Two players carried UCLA for most of the game. Jerime Anderson had one of his best games as a Bruin, finishing with 15 points, hitting 2 clutch threes and dishing out four assists against 1 turnover. While he struggled to stay in front of Randle, as we said, just about anyone would. And he's still shaky on his handle bringing up the ball. But in the half-court, he was terrific, showing his ability to take defenders off the dribble with a very quick jab step, and then showing confidence and poise shooting the ball while also flashing his ability to find his teammates with passes. If Anderson had played like this for a majority of the season, UCLA might have had a drastically different year. But, on the other hand, it's something hopefully for Anderson to build on for next season.
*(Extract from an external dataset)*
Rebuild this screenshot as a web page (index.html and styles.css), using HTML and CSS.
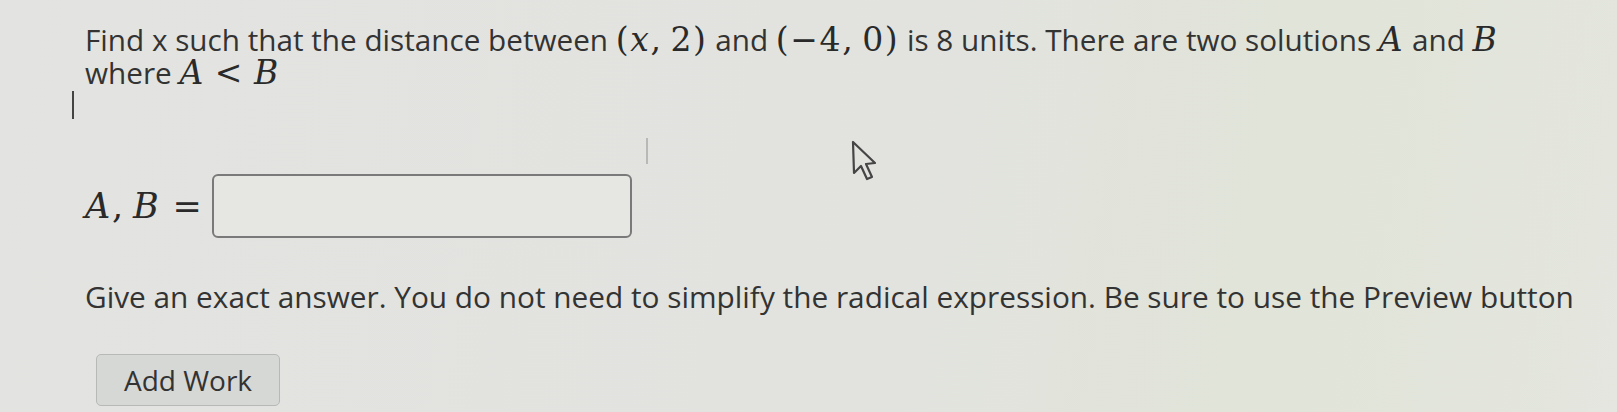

It was fitting that, in his last game wearing a UCLA uniform, Mike Roll went over 1,000 points for his career and scored a career-high 27. His stat line is impressive: 8-for-15 from the field, 4-for-8 from three, 7-of-8 from the free-throw line, with 27 points, 5 rebounds and four assists against 0 turnovers. And that doesn't even reflect many of the little things he did in this game – the extra pass, the precision in executing the offense, his vision, good defense, etc. Roll, in a very disappointing season for UCLA, kept playing his ass off. While some of his teammates looked like they packed it in, he kept playing, trying to lift this UCLA team, first, to a winning record and then to an improbable NCAA bid by winning the tournament championship. The effort failed, but he proved that he was one of the most admirable Bruins in recent memory. It's easy to look like a hero when your team is going to Final Fours. It's another to play like a hero when your team is 14-18.

So, the season doesn't go "gentle into that good night" for Bruins fans, but more appropriately ends with a tremendous thud. A fitting thud on a dud of a season. And the last game only reinforced some of the concerns about the program.

But if we were ever willing to forget a season and start over, this would be the time.